Selon M. Aïdara, la cloche a continué à carillonner pour appeler à la prière, jusqu'en 1855. Les puissances coloniales ont par la suite toléré les appels à la prière du muezzin.

La tradition orale de la ville voudrait que l'emplacement de la mosquée soit désigné par El Hadj Omar Tall, grand guide de la confrérie musulmane des tidianes et farouche opposant à la présence française.

Sur invitations des oulémas, docteurs de la loi et interprètes du Coran, il aurait choisi le site en 1925, et montré la direction de Kaaba.

Une version battue en brèche par les historiens. Ils situent le passage d'El Hadj Omar à Saint-Louis en 1855, soit 17 ans après le choix de l'emplacement de la mosquée.

Une version qui ne fait pas l'unanimité

Néanmoins, cette version de l'histoire de la grande mosquée de Saint-Louis ne fait pas l'unanimité.

Le philosophe sénégalais, Souleymane Bachir Diagne raconte dans son livre, Le fagot de ma mémoire, retraçant son parcours, ''je n'accorde donc pas de crédit à cette explication servie par des guides touristiques lorsqu'ils font visiter l'île en calèche, mais je suis convaincu, en revanche, quand ils présentent cette cloche nichée dans un minaret comme un symbole de Saint-Louis.''

Pour lui, Saint-Louis, la ville où il avait passé une partie de son enfance, ne saurait déroger à cette orthodoxie musulmane.

Les propos de M. Diagne rejoignent ceux de l'imam Moussa Kébé de la grande mosquée.

Il s'inscrit en faux contre les historiens qui affirment que la cloche appelait à la prière musulmane.

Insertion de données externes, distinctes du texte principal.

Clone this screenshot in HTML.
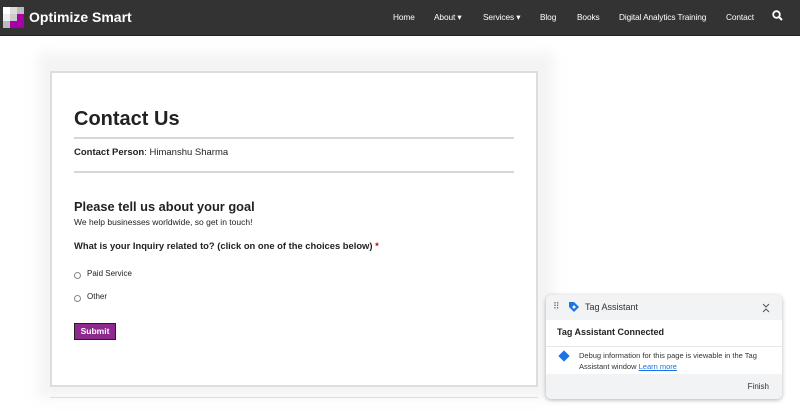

''Ce sont les colons qui ont imposé leurs architectes. Ces derniers ont construit la mosquée à l'image des églises dont ils étaient familiers", explique l'imam Kébé à BBC Afrique.

Pour appuyer son argument, il donne pour preuve la ressemblance de la cathédrale de Saint-Louis, construite à l'époque par le pouvoir colonial pour la communauté catholique de l'île et la grande mosquée de Saint-Louis.

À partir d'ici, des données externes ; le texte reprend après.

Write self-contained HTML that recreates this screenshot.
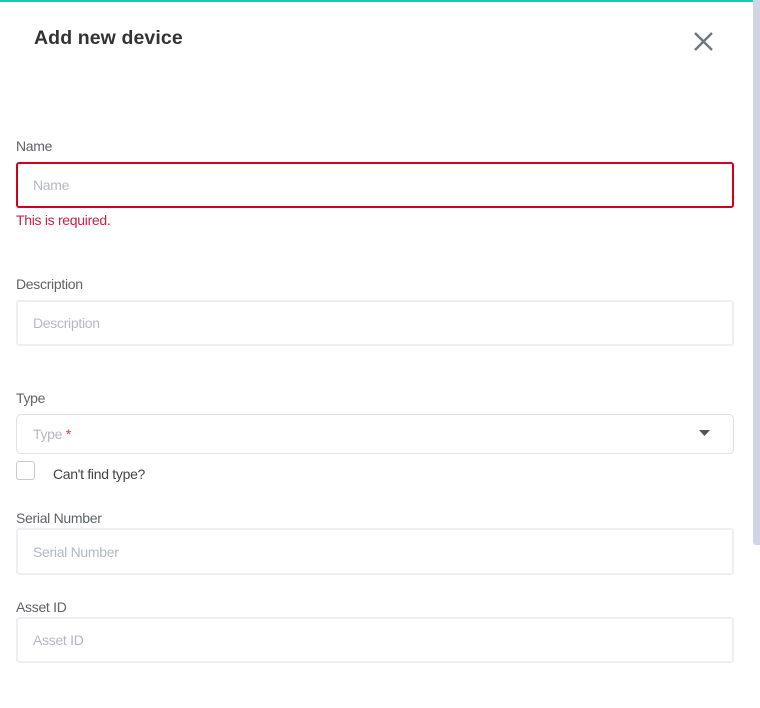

''C'est ce qui explique les deux minarets carrés'', appuie-t-il.

Selon lui, la cloche, reliée à l'horloge, carillonnait à toutes les heures tout ''comme le Big Ben qui se trouve en Angleterre, mais on lançait bel et bien l'appel à la prière.''

''A l'époque, il n'y avait pas de sonorisation. La mosquée ne pouvait donc pas être source de nuisance sonore'', renchérit l'imam Moussa Kébé.

Selon lui, il tient cette version des membres de sa familles qui ont toujours fait partie des notables de la grande mosquée depuis des générations.

Un patrimoine en constante rénovation

Les travaux de construction de la mosquée commencent en 1838, selon Cheikhou Diouf dans son livre ''Saint-Louis, une métropole islamique, le patrimoine culturel et architectural.''

L'édifice d'origine est une construction qui présente une colonnade aux arcs brisés au niveau de la façade principale, côté sud.

Depuis la fin des travaux en 1847, la mosquée a subi plusieurs travaux.

Elle a subi une extension sous le président Abdou Diouf puis a été réfectionné durant le magistère d'Abdoulaye Wade.

Aujourd'hui, la grande mosquée de Saint-Louis connaît encore des travaux d'extension qui selon l'imam Kébé, vont modifier un peu le style de la mosquée.

Ces travaux agacent ceux qui comme Abdoul Hadir Aïdara sont en faveur de la préservation du patrimoine architectural de Saint-Louis.

S'il reconnaît que certains éléments peuvent être modifiés. Pour lui, l'essentiel est de préserver l'aspect initial.